SOUND IT OUT (2011)
Independent record shops are a dying breed. Sound It Out is the self proclaimed ‘last surviving vinyl record shop in Teeside’ (they don’t recognise chains like HMV as being record shops up that way). This documentary is about that shop.
It is not so much the story of the shop; you don’t get the shop’s history or stories of its survival in the battle with the big chains and you don’t get celebrities popping in to tell of how they bought their first seven inch single there. It’s more a snap shot of the shop, its staff and its customers, at the time of filming (circa 2011 we think). A postcard from the world of record nerds, if you like.
Record collecting has always been a predominantly blokey pastime, but this shop seems to take it to extremes. It is like the comic store on the Big Bang Theory, where women rarely ever set foot and the shop is just full of geeky blokes completing their collections.

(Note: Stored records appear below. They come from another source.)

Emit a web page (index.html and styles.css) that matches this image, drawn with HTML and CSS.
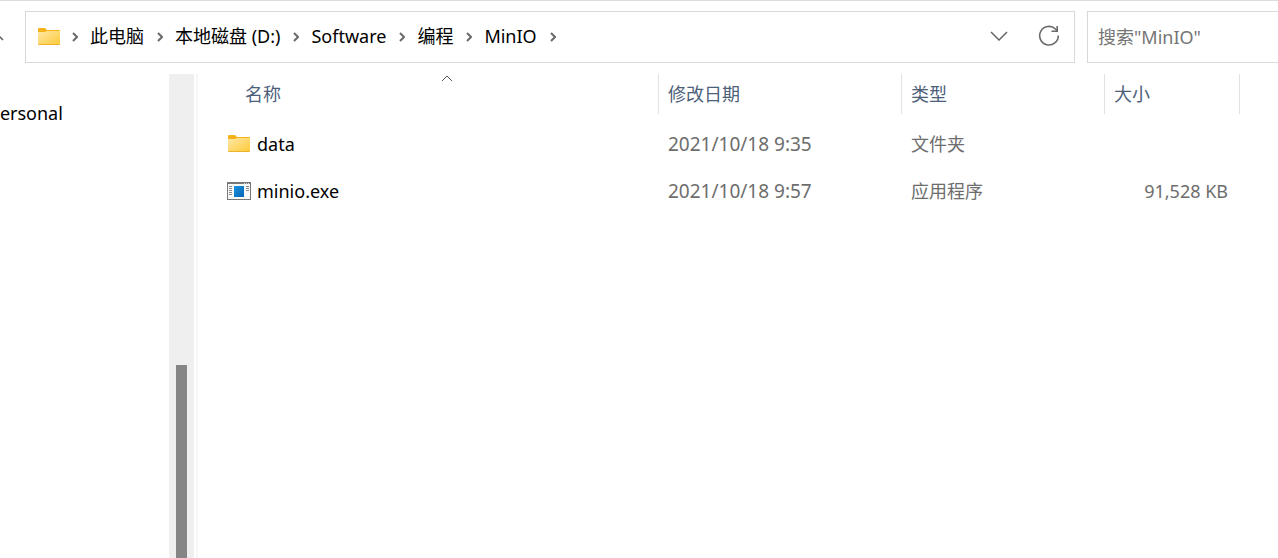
FILE: index.html
```html
<!DOCTYPE html>
<html lang="zh-CN">
<head>
<meta charset="utf-8">
<title>MinIO</title>
<link rel="stylesheet" href="styles.css">
</head>
<body>
<svg class="defs" width="0" height="0" aria-hidden="true">
  <defs>
    <linearGradient id="folder-fill" x1="0" y1="0" x2="1" y2="1">
      <stop offset="0" stop-color="#ffe8a6"/>
      <stop offset="1" stop-color="#ffcb3d"/>
    </linearGradient>
    <linearGradient id="app-fill" x1="0" y1="0" x2="1" y2="1">
      <stop offset="0" stop-color="#1a94e0"/>
      <stop offset="1" stop-color="#0763b5"/>
    </linearGradient>
    <symbol id="folder" viewBox="0 0 22 17">
      <path d="M0 1Q0 0 1 0H7L9 2H21Q22 2 22 3V8H0Z" fill="#f5b21a"/>
      <path d="M0 4H7L9 3H22V16H0Z" fill="url(#folder-fill)"/>
      <path d="M0 16H22Q22 17 21 17H1Q0 17 0 16Z" fill="#eeb32c"/>
    </symbol>
    <symbol id="next" viewBox="0 0 6 10">
      <path d="M1 1L5 5L1 9" fill="none" stroke="#6a6a6a" stroke-width="2"/>
    </symbol>
  </defs>
</svg>
<div class="window">
  <header class="toolbar">
    <button class="up" type="button" aria-label="向上">
      <svg width="14" height="8" viewBox="0 0 14 8"><path d="M1 7L7 1L13 7" fill="none" stroke="#5c5c5c" stroke-width="1.5"/></svg>
    </button>
    <nav class="address" aria-label="地址">
      <svg class="folder" width="22" height="17"><use href="#folder"/></svg>
      <svg class="next" width="6" height="10"><use href="#next"/></svg>
      <a class="crumb" href="#">此电脑</a>
      <svg class="next" width="6" height="10"><use href="#next"/></svg>
      <a class="crumb" href="#">本地磁盘 (D:)</a>
      <svg class="next" width="6" height="10"><use href="#next"/></svg>
      <a class="crumb" href="#">Software</a>
      <svg class="next" width="6" height="10"><use href="#next"/></svg>
      <a class="crumb" href="#">编程</a>
      <svg class="next" width="6" height="10"><use href="#next"/></svg>
      <a class="crumb" href="#">MinIO</a>
      <svg class="next" width="6" height="10"><use href="#next"/></svg>
      <div class="actions">
        <button type="button" aria-label="以前的位置">
          <svg width="18" height="10" viewBox="0 0 18 10"><path d="M1 1L9 9L17 1" fill="none" stroke="#666" stroke-width="1.5"/></svg>
        </button>
        <button type="button" aria-label="刷新">
          <svg width="22" height="22" viewBox="0 1 22 22" fill="none" stroke="#6a6a6a" stroke-width="1.6"><path d="M20.300 11.500A9.300 9.300 0 1 1 17.500 5L19.200 7"/><path d="M19.200 2V7.200H13.500"/></svg>
        </button>
      </div>
    </nav>
    <input class="search" type="search" aria-label="搜索" placeholder='搜索"MinIO"'>
  </header>
  <main class="content">
    <aside class="sidebar"><a href="#">Personal</a></aside>
    <div class="scrollbar"><div class="thumb"></div></div>
    <section class="files">
      <table>
        <colgroup><col><col class="col-date"><col class="col-type"><col class="col-size"><col class="col-rest"></colgroup>
        <thead>
          <tr>
            <th class="name">名称<svg class="sort" width="12" height="7" viewBox="0 0 12 7"><path d="M1 6L6 1L11 6" fill="none" stroke="#555"/></svg></th>
            <th>修改日期</th><th>类型</th><th>大小</th><td></td>
          </tr>
        </thead>
        <tbody>
          <tr>
            <td><a class="file" href="#"><svg width="24" height="18" viewBox="-1 0 24 18"><use href="#folder" width="22" height="17"/></svg>data</a></td>
            <td class="date">2021/10/18 9:35</td><td>文件夹</td><td></td><td></td>
          </tr>
          <tr>
            <td><a class="file" href="#"><svg width="24" height="18" viewBox="0 0 24 18">
              <rect x=".5" y=".5" width="23" height="17" fill="#f8f8f8" stroke="#777"/>
              <path d="M0 0H24V2H0Z" fill="#777"/>
              <path d="M17 1.500H18M19 1.500H20M21 1.500H22" stroke="#ddd"/>
              <rect x="7" y="4" width="10" height="11" fill="url(#app-fill)"/>
              <path d="M2 4.500H5M2 6.500H5M2 8.500H5M2 10.500H5M2 12.500H5M19 4.500H22M19 6.500H22M19 8.500H22" stroke="#888"/>
            </svg>minio.exe</a></td>
            <td class="date">2021/10/18 9:57</td><td>应用程序</td><td class="size">91,528 KB</td><td></td>
          </tr>
        </tbody>
      </table>
    </section>
  </main>
</div>
</body>
</html>
```
FILE: styles.css
```css
* { box-sizing: border-box; }

body {
  margin: 0;
  background: #fff;
  color: #000;
  font: 18px/24px "Noto Sans", "Noto Sans CJK SC", sans-serif;
}

a { color: inherit; text-decoration: none; }

button {
  display: flex;
  padding: 0;
  border: 0;
  background: none;
}

svg { display: block; flex: none; }

.defs { position: absolute; }

.window {
  display: flex;
  flex-direction: column;
  min-height: 100vh;
  overflow: hidden;
  border-top: 1px solid #d9dde1;
}

.toolbar {
  display: flex;
  height: 62px;
  padding-top: 10px;
}

.up {
  align-items: center;
  width: 25px;
  margin-left: -10px;
  margin-right: 10px;
}

.address {
  display: flex;
  flex: 1;
  align-items: center;
  padding: 0 14px 2px 12px;
  border: 1px solid #d9d9d9;
}

.folder { margin-right: -1px; }

.next { margin: 2px 12px 0 13px; }

.crumb { white-space: nowrap; }

.actions {
  display: flex;
  align-items: center;
  gap: 30px;
  margin-left: auto;
}

.search {
  width: 191px;
  margin-left: 12px;
  padding: 0 10px;
  border: 1px solid #d9d9d9;
  border-right: 0;
  border-radius: 0;
  background: #fff;
  color: #000;
  font: inherit;
  appearance: none;
}

.search::placeholder { color: #757575; }

.content {
  display: flex;
  flex: 1;
  padding-top: 11px;
}

.sidebar {
  width: 169px;
  padding-top: 27px;
  overflow: hidden;
}

.sidebar a {
  display: block;
  margin-left: -11px;
}

.scrollbar {
  display: flex;
  justify-content: center;
  width: 25px;
  padding-top: 291px;
  background: #efefef;
}

.thumb {
  width: 11px;
  background: #858585;
}

.files {
  flex: 1;
  margin-left: 2px;
  border-left: 2px solid #f6f6f6;
}

table {
  width: 100%;
  table-layout: fixed;
  border-collapse: separate;
  border-spacing: 0;
  color: #6d6d6d;
}

.col-date { width: 243px; }
.col-type { width: 203px; }
.col-size { width: 135px; }
.col-rest { width: 38px; }

th {
  height: 40px;
  padding: 0 9px;
  border-right: 1px solid #e2e2e2;
  color: #4c607a;
  font-weight: 400;
  text-align: left;
}

.name {
  position: relative;
  padding-left: 47px;
}

.sort {
  position: absolute;
  top: 1px;
  left: 243px;
}

td { padding: 0 9px; }

tbody td { height: 47px; }

tbody::before {
  content: "";
  display: block;
  height: 6px;
}

.file {
  display: flex;
  align-items: center;
  gap: 6px;
  margin-left: 20px;
  color: #000;
}

.date { font-size: 19px; }

tbody .size {
  padding-right: 12px;
  text-align: right;
}
```
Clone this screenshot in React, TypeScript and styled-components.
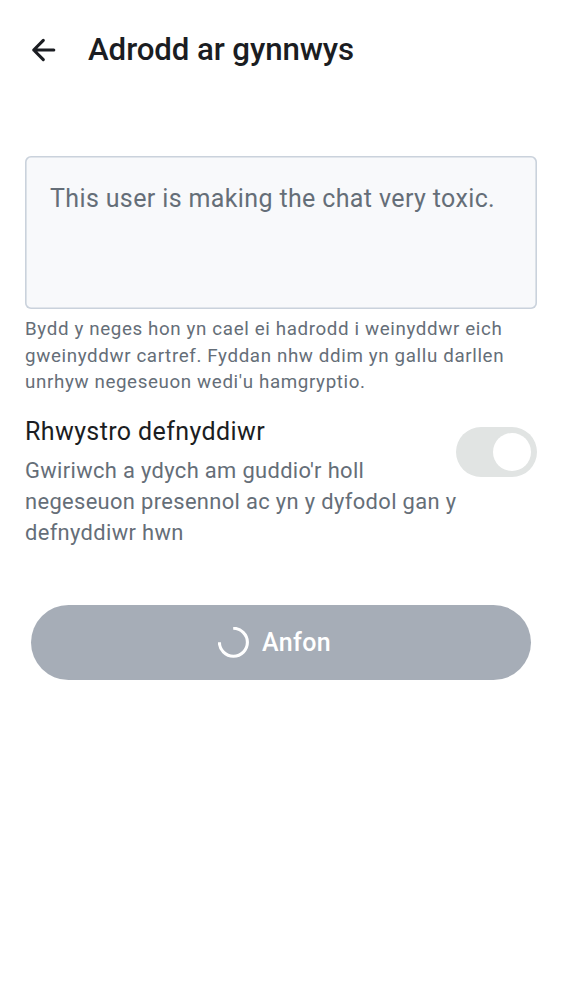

There is the bloke that is fanatical about Status Quo who will spend an entire week listening to Quo in preparation for going to see them live, wearing the Quo denim jacket that he has not washed since the band signed it for him. There’s the guy that has converted his garden shed into a DJ booth. And there is the bloke that wanders over from the pub across the road when he hears something on the juke box he wants to own.
Being in Stockton on Tees, it is not a particularly cool or hip shop, they seem happy to stock just about anything (even Dire Straits and Status Quo). They stock around 70,000 records and CDs and Tom, the owner, pretty much knows where everything is – unless one of the staff has been rearranging things for the fun of it.
They keep a shelf of bags full of records out back, the real world version of an on line shopping wish list, waiting for regulars to come in and buy them when they get paid. One guy sold his entire record collection to the shop now calls in to scrounge a cup of coffee and perhaps listen to one of his old records.
High Fidelity, it is not, or even Last Shop Standing, and some of the characters in the film come across as sad and lonely individuals. But anyone out there that has ever been bitten by the record collecting bug will watch and empathise with the illogical passion of wanting to possess large quantities of physical copies of music. No doubt the MP3 generation will shake their head and wonder.
We here at Peppermint Iguana found it charming and amusing, but we suspect its appeal will be strictly limited to similarly afflicted vinyl junkies. The fact that it has been around for five years with us being blissfully unaware of its existence speaks volumes, but finding the film was like finding an import version of an album by your favourite band that you never knew existed. If you get that feeling, you will get this film.
“My record collection will be finished when people stop selling records”. Sums it up really.